* Stated problem
Output all entries verbatim. Skip pictures.

* Entries
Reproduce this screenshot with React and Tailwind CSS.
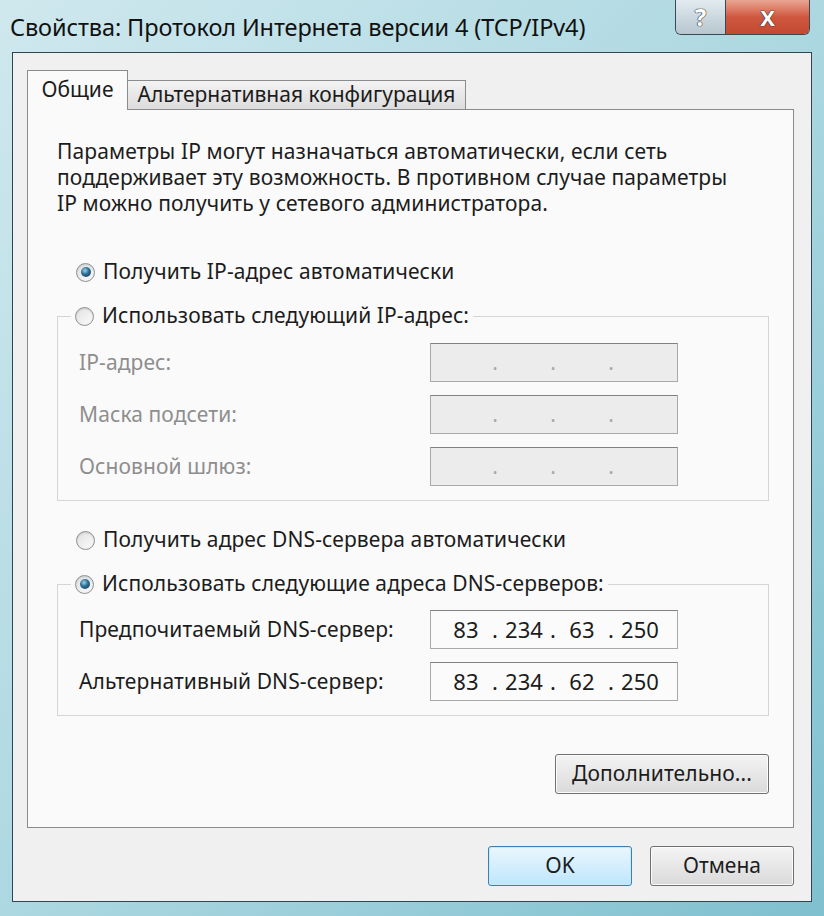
function Radio({ checked }) {
    return (
        <span className="w-[19px] h-[19px] rounded-full border border-[#8c9296] bg-gradient-to-br from-[#e2e2e2] to-[#fbfbfb] flex items-center justify-center shrink-0 shadow-[inset_0_1px_2px_rgba(0,0,0,0.15)]">
            {checked && (
                <span className="w-[10px] h-[10px] rounded-full bg-[radial-gradient(circle_at_40%_35%,#9fd3ea_0%,#2a6b93_45%,#123850_100%)]" />
            )}
        </span>
    );
}

function IpBox({ parts, disabled }) {
    return (
        <div
            className={
                "w-[248px] h-[39px] border border-[#a7a9ab] border-t-[#7f8184] flex items-center pl-[12px] " +
                (disabled ? "bg-[#ececec] text-[#a9a9a9]" : "bg-[#fbfbfb] text-[#1c1c1c]")
            }
        >
            {parts.map((p, i) => (
                <div key={i} className="flex items-center">
                    {i > 0 && <span className="w-[12px] text-center">.</span>}
                    <span className="w-[46px] text-center">{p}</span>
                </div>
            ))}
        </div>
    );
}

function Btn({ children, w, def }) {
    return (
        <div
            className={
                "h-[40px] rounded-[3px] border flex items-center justify-center text-[21px] text-[#1c1c1c] " +
                w +
                (def
                    ? " border-[#3c7fb1] bg-gradient-to-b from-[#eaf6fd] to-[#bee6fd] shadow-[inset_0_0_0_1px_#c6e9fb]"
                    : " border-[#707070] bg-gradient-to-b from-[#f4f4f4] to-[#dadada] shadow-[inset_0_0_0_1px_#fbfbfb]")
            }
        >
            {children}
        </div>
    );
}

export default function App() {
    return (
        // окно
        <div className="w-[824px] h-[916px] flex flex-col bg-gradient-to-br from-[#cfe8ee] via-[#add8e1] to-[#7fc0cf] font-['Noto_Sans',sans-serif] overflow-hidden">
            {/* заголовок */}
            <div className="h-[52px] flex items-start shrink-0">
                <div className="pl-[10px] pt-[10px] text-[23.5px] leading-[34px] text-[#111] tracking-[-0.1px] whitespace-nowrap">
                    Свойства: Протокол Интернета версии 4 (TCP/IPv4)
                </div>
                <div className="ml-auto mr-[14px] flex border border-t-0 border-[#3b4a52] rounded-b-[6px] overflow-hidden shrink-0">
                    <div className="w-[50px] h-[34px] bg-gradient-to-b from-[#e2ebf0] to-[#b7c6cf] border-r border-[#3b4a52] flex items-center justify-center text-[24px] font-bold text-white [text-shadow:0_0_1px_#333,0_0_1px_#333,0_0_1px_#333]">
                        ?
                    </div>
                    <div className="w-[83px] h-[34px] bg-gradient-to-b from-[#e8a593] via-[#d0573f] to-[#c14a31] flex items-center justify-center text-[22px] font-bold text-white [text-shadow:0_0_1px_#333,0_0_1px_#333,0_0_1px_#333]">
                        X
                    </div>
                </div>
            </div>

            {/* клиентская область */}
            <div className="mx-[12px] mb-[14px] flex-1 bg-[#f0f0f0] border border-[#2d4651] pl-[14px] pr-[17px] pt-[17px] flex flex-col">
                {/* вкладки */}
                <div className="flex items-end h-[39px]">
                    <div className="w-[101px] h-[40px] -mb-px relative z-10 bg-[#fafafa] border border-b-0 border-[#898c8f] flex items-center justify-center text-[21px] text-[#1c1c1c] pb-[2px]">
                        Общие
                    </div>
                    <div className="w-[338px] h-[29px] bg-gradient-to-b from-[#f3f3f3] to-[#dcdcdc] border border-l-0 border-b-0 border-[#898c8f] flex items-center justify-center text-[21px] text-[#1c1c1c] whitespace-nowrap">
                        Альтернативная конфигурация
                    </div>
                </div>

                {/* панель */}
                <div className="h-[719px] bg-[#fafafa] border border-[#898c8f] pl-[29px] pr-[24px] pt-[28px] flex flex-col text-[21px] text-[#1c1c1c] tracking-[0.1px]">
                    <p className="leading-[26px] whitespace-nowrap">
                        Параметры IP могут назначаться автоматически, если сеть
                        <br />
                        поддерживает эту возможность. В противном случае параметры
                        <br />
                        IP можно получить у сетевого администратора.
                    </p>

                    <div className="mt-[43px] ml-[19px] h-[26px] flex items-center gap-[8px]">
                        <Radio checked />
                        <span>Получить IP-адрес автоматически</span>
                    </div>

                    <fieldset className="mt-[18px] border border-[#d3d6d9] pl-[21px] pr-[20px] pb-[14px]">
                        <legend className="-ml-[8px] h-[26px] flex items-center gap-[8px] pl-[4px] pr-[4px]">
                            <Radio />
                            <span>Использовать следующий IP-адрес:</span>
                        </legend>
                        <div className="flex flex-col gap-[13px] pt-[14px]">
                            <div className="flex items-center">
                                <span className="w-[351px] text-[#8e8e8e]">IP-адрес:</span>
                                <IpBox parts={["", "", "", ""]} disabled />
                            </div>
                            <div className="flex items-center">
                                <span className="w-[351px] text-[#8e8e8e]">Маска подсети:</span>
                                <IpBox parts={["", "", "", ""]} disabled />
                            </div>
                            <div className="flex items-center">
                                <span className="w-[351px] text-[#8e8e8e]">Основной шлюз:</span>
                                <IpBox parts={["", "", "", ""]} disabled />
                            </div>
                        </div>
                    </fieldset>

                    <div className="mt-[26px] ml-[19px] h-[26px] flex items-center gap-[8px]">
                        <Radio />
                        <span>Получить адрес DNS-сервера автоматически</span>
                    </div>

                    <fieldset className="mt-[18px] border border-[#d3d6d9] pl-[21px] pr-[20px] pb-[14px]">
                        <legend className="-ml-[8px] h-[26px] flex items-center gap-[8px] pl-[4px] pr-[4px]">
                            <Radio checked />
                            <span>Использовать следующие адреса DNS-серверов:</span>
                        </legend>
                        <div className="flex flex-col gap-[13px] pt-[13px] text-[22px]">
                            <div className="flex items-center">
                                <span className="w-[351px] text-[21px]">Предпочитаемый DNS-сервер:</span>
                                <IpBox parts={["83", "234", "63", "250"]} />
                            </div>
                            <div className="flex items-center">
                                <span className="w-[351px] text-[21px]">Альтернативный DNS-сервер:</span>
                                <IpBox parts={["83", "234", "62", "250"]} />
                            </div>
                        </div>
                    </fieldset>

                    <div className="mt-[38px] flex justify-end">
                        <Btn w="w-[214px]">Дополнительно...</Btn>
                    </div>
                </div>

                {/* кнопки */}
                <div className="mt-[18px] flex justify-end gap-[18px]">
                    <Btn w="w-[144px]" def>
                        OK
                    </Btn>
                    <Btn w="w-[144px]">Отмена</Btn>
                </div>
            </div>
        </div>
    );
}
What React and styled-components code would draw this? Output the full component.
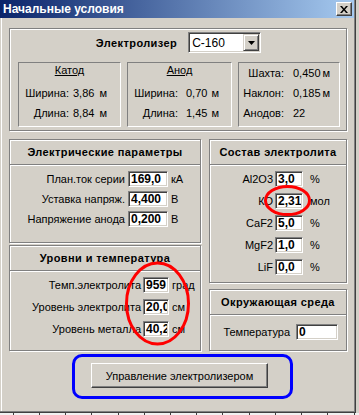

* Final result
Reproduce this screenshot with React and Tailwind CSS.
function Radio({ checked }) {
    return (
        <span className="w-[19px] h-[19px] rounded-full border border-[#8c9296] bg-gradient-to-br from-[#e2e2e2] to-[#fbfbfb] flex items-center justify-center shrink-0 shadow-[inset_0_1px_2px_rgba(0,0,0,0.15)]">
            {checked && (
                <span className="w-[10px] h-[10px] rounded-full bg-[radial-gradient(circle_at_40%_35%,#9fd3ea_0%,#2a6b93_45%,#123850_100%)]" />
            )}
        </span>
    );
}

function IpBox({ parts, disabled }) {
    return (
        <div
            className={
                "w-[248px] h-[39px] border border-[#a7a9ab] border-t-[#7f8184] flex items-center pl-[12px] " +
                (disabled ? "bg-[#ececec] text-[#a9a9a9]" : "bg-[#fbfbfb] text-[#1c1c1c]")
            }
        >
            {parts.map((p, i) => (
                <div key={i} className="flex items-center">
                    {i > 0 && <span className="w-[12px] text-center">.</span>}
                    <span className="w-[46px] text-center">{p}</span>
                </div>
            ))}
        </div>
    );
}

function Btn({ children, w, def }) {
    return (
        <div
            className={
                "h-[40px] rounded-[3px] border flex items-center justify-center text-[21px] text-[#1c1c1c] " +
                w +
                (def
                    ? " border-[#3c7fb1] bg-gradient-to-b from-[#eaf6fd] to-[#bee6fd] shadow-[inset_0_0_0_1px_#c6e9fb]"
                    : " border-[#707070] bg-gradient-to-b from-[#f4f4f4] to-[#dadada] shadow-[inset_0_0_0_1px_#fbfbfb]")
            }
        >
            {children}
        </div>
    );
}

export default function App() {
    return (
        // окно
        <div className="w-[824px] h-[916px] flex flex-col bg-gradient-to-br from-[#cfe8ee] via-[#add8e1] to-[#7fc0cf] font-['Noto_Sans',sans-serif] overflow-hidden">
            {/* заголовок */}
            <div className="h-[52px] flex items-start shrink-0">
                <div className="pl-[10px] pt-[10px] text-[23.5px] leading-[34px] text-[#111] tracking-[-0.1px] whitespace-nowrap">
                    Свойства: Протокол Интернета версии 4 (TCP/IPv4)
                </div>
                <div className="ml-auto mr-[14px] flex border border-t-0 border-[#3b4a52] rounded-b-[6px] overflow-hidden shrink-0">
                    <div className="w-[50px] h-[34px] bg-gradient-to-b from-[#e2ebf0] to-[#b7c6cf] border-r border-[#3b4a52] flex items-center justify-center text-[24px] font-bold text-white [text-shadow:0_0_1px_#333,0_0_1px_#333,0_0_1px_#333]">
                        ?
                    </div>
                    <div className="w-[83px] h-[34px] bg-gradient-to-b from-[#e8a593] via-[#d0573f] to-[#c14a31] flex items-center justify-center text-[22px] font-bold text-white [text-shadow:0_0_1px_#333,0_0_1px_#333,0_0_1px_#333]">
                        X
                    </div>
                </div>
            </div>

            {/* клиентская область */}
            <div className="mx-[12px] mb-[14px] flex-1 bg-[#f0f0f0] border border-[#2d4651] pl-[14px] pr-[17px] pt-[17px] flex flex-col">
                {/* вкладки */}
                <div className="flex items-end h-[39px]">
                    <div className="w-[101px] h-[40px] -mb-px relative z-10 bg-[#fafafa] border border-b-0 border-[#898c8f] flex items-center justify-center text-[21px] text-[#1c1c1c] pb-[2px]">
                        Общие
                    </div>
                    <div className="w-[338px] h-[29px] bg-gradient-to-b from-[#f3f3f3] to-[#dcdcdc] border border-l-0 border-b-0 border-[#898c8f] flex items-center justify-center text-[21px] text-[#1c1c1c] whitespace-nowrap">
                        Альтернативная конфигурация
                    </div>
                </div>

                {/* панель */}
                <div className="h-[719px] bg-[#fafafa] border border-[#898c8f] pl-[29px] pr-[24px] pt-[28px] flex flex-col text-[21px] text-[#1c1c1c] tracking-[0.1px]">
                    <p className="leading-[26px] whitespace-nowrap">
                        Параметры IP могут назначаться автоматически, если сеть
                        <br />
                        поддерживает эту возможность. В противном случае параметры
                        <br />
                        IP можно получить у сетевого администратора.
                    </p>

                    <div className="mt-[43px] ml-[19px] h-[26px] flex items-center gap-[8px]">
                        <Radio checked />
                        <span>Получить IP-адрес автоматически</span>
                    </div>

                    <fieldset className="mt-[18px] border border-[#d3d6d9] pl-[21px] pr-[20px] pb-[14px]">
                        <legend className="-ml-[8px] h-[26px] flex items-center gap-[8px] pl-[4px] pr-[4px]">
                            <Radio />
                            <span>Использовать следующий IP-адрес:</span>
                        </legend>
                        <div className="flex flex-col gap-[13px] pt-[14px]">
                            <div className="flex items-center">
                                <span className="w-[351px] text-[#8e8e8e]">IP-адрес:</span>
                                <IpBox parts={["", "", "", ""]} disabled />
                            </div>
                            <div className="flex items-center">
                                <span className="w-[351px] text-[#8e8e8e]">Маска подсети:</span>
                                <IpBox parts={["", "", "", ""]} disabled />
                            </div>
                            <div className="flex items-center">
                                <span className="w-[351px] text-[#8e8e8e]">Основной шлюз:</span>
                                <IpBox parts={["", "", "", ""]} disabled />
                            </div>
                        </div>
                    </fieldset>

                    <div className="mt-[26px] ml-[19px] h-[26px] flex items-center gap-[8px]">
                        <Radio />
                        <span>Получить адрес DNS-сервера автоматически</span>
                    </div>

                    <fieldset className="mt-[18px] border border-[#d3d6d9] pl-[21px] pr-[20px] pb-[14px]">
                        <legend className="-ml-[8px] h-[26px] flex items-center gap-[8px] pl-[4px] pr-[4px]">
                            <Radio checked />
                            <span>Использовать следующие адреса DNS-серверов:</span>
                        </legend>
                        <div className="flex flex-col gap-[13px] pt-[13px] text-[22px]">
                            <div className="flex items-center">
                                <span className="w-[351px] text-[21px]">Предпочитаемый DNS-сервер:</span>
                                <IpBox parts={["83", "234", "63", "250"]} />
                            </div>
                            <div className="flex items-center">
                                <span className="w-[351px] text-[21px]">Альтернативный DNS-сервер:</span>
                                <IpBox parts={["83", "234", "62", "250"]} />
                            </div>
                        </div>
                    </fieldset>

                    <div className="mt-[38px] flex justify-end">
                        <Btn w="w-[214px]">Дополнительно...</Btn>
                    </div>
                </div>

                {/* кнопки */}
                <div className="mt-[18px] flex justify-end gap-[18px]">
                    <Btn w="w-[144px]" def>
                        OK
                    </Btn>
                    <Btn w="w-[144px]">Отмена</Btn>
                </div>
            </div>
        </div>
    );
}
What React and styled-components code would draw this? Output the full component.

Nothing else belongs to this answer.